Bad benchmarks are easy to dismiss. Good benchmarks are more dangerous.
A benchmark turns messy reality into a target. At first, that is useful. It gives people a way to compare, improve, and hold claims accountable. But once the target matters, the thing being measured starts adapting to it.
That is when the benchmark stops being just a measurement and becomes an incentive.
Benchmarks Are Proxies
There is always some larger thing we care about: whether a product is useful, whether a school is good, whether a team is effective, whether a system is actually better. Those questions are too large to measure directly, so we replace them with smaller ones. How did the product perform on this test? How did students score on this exam? How many tickets did the team close?
The benchmark becomes a stand-in for the thing we actually care about.
That is not a flaw. Without benchmarks, we are stuck with demos, anecdotes, marketing, and vibes. A benchmark gives everyone something repeatable. It lets buyers compare products and lets builders know whether they are making progress.
That is why benchmarks are necessary. It is also why they become powerful.
Benchmarks Are Not Magic Scores
CPU benchmarks make this easy to see. Say you want to buy the faster CPU. That sounds simple until you ask the obvious follow-up: faster at what?
A CPU is not fast in the abstract. It is fast relative to work. Compiling code, rendering video, running games, and keeping a laptop responsive under heat and battery limits are different workloads.
That is why CPU benchmarks exist. They give reviewers, buyers, and chip companies a shared workload for comparison. But the chart hides the important part: the benchmark is not the number. The benchmark is the work being performed.
Once that workload becomes public and important, companies can optimize for it directly. Compiler teams can tune around benchmark programs. Platform teams can adjust boost behavior, power limits, and thermal policy around the benchmark’s run pattern. Microarchitecture teams can study which instruction mixes, cache behavior, branch patterns, and memory access patterns move the score.
Some of that work improves real performance. Some of it serves only to improve the benchmark. Either way, the benchmark is no longer just observing the product. It is helping define what the product should become.
The Benchmark Becomes The System
That is basically Goodhart’s law: when a measure becomes a target, it stops being a good measure. But the usual framing makes the problem sound like “bad” metrics corrupt good systems. The more interesting problem is that good metrics are the ones people actually obey.
A successful benchmark becomes a public workload. A public workload becomes a target. A target becomes part of the design process.
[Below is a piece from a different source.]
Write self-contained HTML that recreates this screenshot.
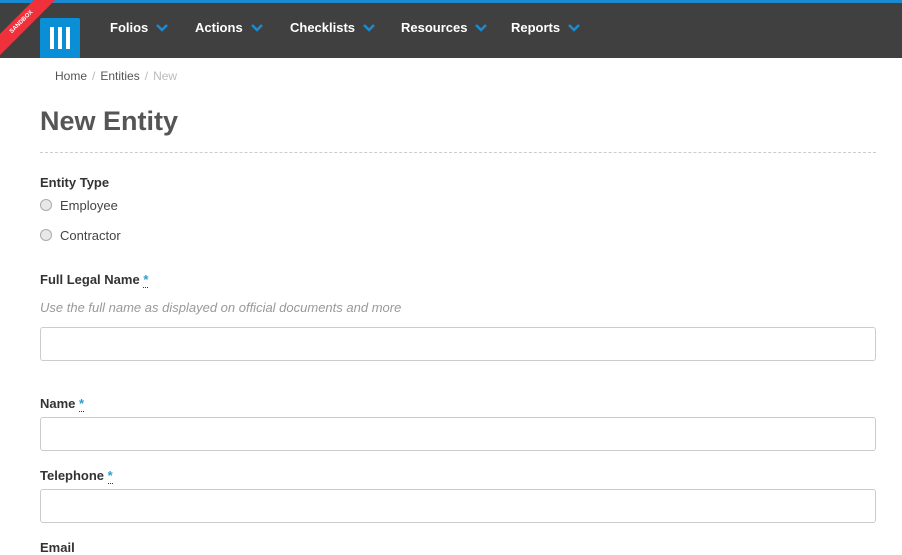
<!DOCTYPE html>
<html><head><style>
body{margin:0;width:902px;height:548px;overflow:hidden;background:#fff;font-family:"Liberation Sans",sans-serif;color:#333;position:relative}
.top{position:absolute;left:0;top:0;width:902px;height:3px;background:#1a8bd0}
.nav{position:absolute;left:0;top:3px;width:902px;height:55px;background:#404040}
.logo{position:absolute;left:40px;top:18px;width:40px;height:40px;background:#0a8fd6;border-radius:2px 2px 0 0}
.logo i{position:absolute;top:9px;width:4px;height:22px;background:#fff}
.menu{position:absolute;top:20px;font-size:13px;font-weight:bold;color:#fff;white-space:nowrap}
.menu svg{display:inline-block;margin-left:8px;vertical-align:0}
.rib{position:absolute;left:-38px;top:15px;width:120px;height:15px;background:#f0303a;transform:rotate(-45deg);color:#fff;font-size:6px;font-weight:bold;text-align:center;line-height:15px}
.bc{position:absolute;top:69px;left:55px;font-size:12px;color:#555}
.bc span{color:#bbb;margin:0 5px}
h1{position:absolute;left:40px;top:106px;margin:0;font-size:27px;color:#555;font-weight:bold}
.hr{position:absolute;left:40px;top:152px;width:836px;border-top:1px dashed #ccc}
.lbl{position:absolute;left:40px;font-size:13px;font-weight:bold;color:#333}
.star{color:#2a9fd6;border-bottom:1px dotted #333}
.rad{position:absolute;left:40px;font-size:13px;color:#444}
.rad b{display:inline-block;width:10px;height:10px;border:1px solid #aaa;border-radius:50%;background:#e8e8e8;vertical-align:-1px;margin-right:8px}
.help{position:absolute;left:40px;top:300px;font-size:13px;font-style:italic;color:#999}
.in{position:absolute;left:40px;width:834px;height:32px;border:1px solid #ccc;border-radius:3px}
</style></head><body>
<div class="top"></div><div class="nav"></div>
<div class="rib">SANDBOX</div>
<div class="logo"><i style="left:10px"></i><i style="left:18px"></i><i style="left:26px"></i></div>
<div class="menu" style="left:110px">Folios<svg width="12" height="8"><path d="M1 1l5 5 5-5" stroke="#1a8bd0" stroke-width="2.5" fill="none"/></svg></div>
<div class="menu" style="left:195px">Actions<svg width="12" height="8"><path d="M1 1l5 5 5-5" stroke="#1a8bd0" stroke-width="2.5" fill="none"/></svg></div>
<div class="menu" style="left:290px">Checklists<svg width="12" height="8"><path d="M1 1l5 5 5-5" stroke="#1a8bd0" stroke-width="2.5" fill="none"/></svg></div>
<div class="menu" style="left:401px">Resources<svg width="12" height="8"><path d="M1 1l5 5 5-5" stroke="#1a8bd0" stroke-width="2.5" fill="none"/></svg></div>
<div class="menu" style="left:511px">Reports<svg width="12" height="8"><path d="M1 1l5 5 5-5" stroke="#1a8bd0" stroke-width="2.5" fill="none"/></svg></div>
<div class="bc">Home<span>/</span>Entities<span>/</span><em style="font-style:normal;color:#bbb">New</em></div>
<h1>New Entity</h1>
<div class="hr"></div>
<div class="lbl" style="top:175px">Entity Type</div>
<div class="rad" style="top:198px"><b></b>Employee</div>
<div class="rad" style="top:228px"><b></b>Contractor</div>
<div class="lbl" style="top:272px">Full Legal Name <span class="star">*</span></div>
<div class="help">Use the full name as displayed on official documents and more</div>
<div class="in" style="top:327px"></div>
<div class="lbl" style="top:396px">Name <span class="star">*</span></div>
<div class="in" style="top:417px"></div>
<div class="lbl" style="top:468px">Telephone <span class="star">*</span></div>
<div class="in" style="top:489px"></div>
<div class="lbl" style="top:540px">Email</div>
</body></html>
That is not automatically cheating. Usually, it is engineering. If a benchmark reflects real user work, then making that benchmark faster makes the product better. The number goes up, and reality goes up with it.
The problem is that benchmarks are never the whole world. They choose what counts, what does not count, and what can be ignored. A benchmark has to compress reality into something measurable, and that compression always leaves things out.
Once a benchmark becomes trusted, it can start shaping behavior beyond the original test. Schools teach toward exams. Support teams optimize for tickets closed. Social platforms optimize for engagement. Companies optimize for metrics that are easy to track, even when the harder-to-measure reality is what users actually care about.
That is why good benchmarks are dangerous. They are trusted enough to change what gets built.
The Same Pattern In AI
AI coding benchmarks are the current example. SWE-bench was a real improvement over toy coding tests because it used real GitHub issues, real repositories, sandboxes, and test-based scoring. It asked a better question: can an agent produce a patch that resolves the issue?
But once SWE-bench mattered, it also became a target. SWE-bench and SWE-bench Verified are public benchmarks. Even if an agent is not handed the tests during a run, the tasks, repos, format, harness, scoring rule, and leaderboard are visible. Labs can train, prompt, scaffold, and tool around that shape without literally leaking the answer key.
That is why benchmarks keep changing. The benchmark measures progress, becomes a target, gets optimized against, and then loses some of the meaning people originally attached to the score. MMLU, HumanEval, SWE-bench, and whatever comes next all follow some version of that cycle.
The risk is not only that agents can cheat. It is that the development loop bends toward what the benchmark rewards. If the benchmark rewards passing tests in contained repos, models get better at passing tests in contained repos. If it ignores judgment, taste, maintainability, product context, or knowing when not to make a change, those traits become harder to value.
Benchmarks do not only measure systems. They shape what systems become.
The Leaderboard Is Not The Product
The fix is not to stop benchmarking. The fix is to remember what the benchmark is: a proxy, not the goal.
Use benchmarks, but do not let the leaderboard become the product. Use many benchmarks, not one. Write your own benchmarks for the work you actually care about. Keep some public so the field can compare progress, and keep some closed so the target cannot be fully trained against. Compare against real outcomes. Most importantly, keep asking whether the benchmark maps to the thing you actually care about.
Benchmarks are necessary because reality is too messy to compare directly. They are dangerous because once they matter, systems start bending around them.
A bad benchmark gets ignored. A good benchmark gets obeyed.
The hard part is making sure it still deserves to be.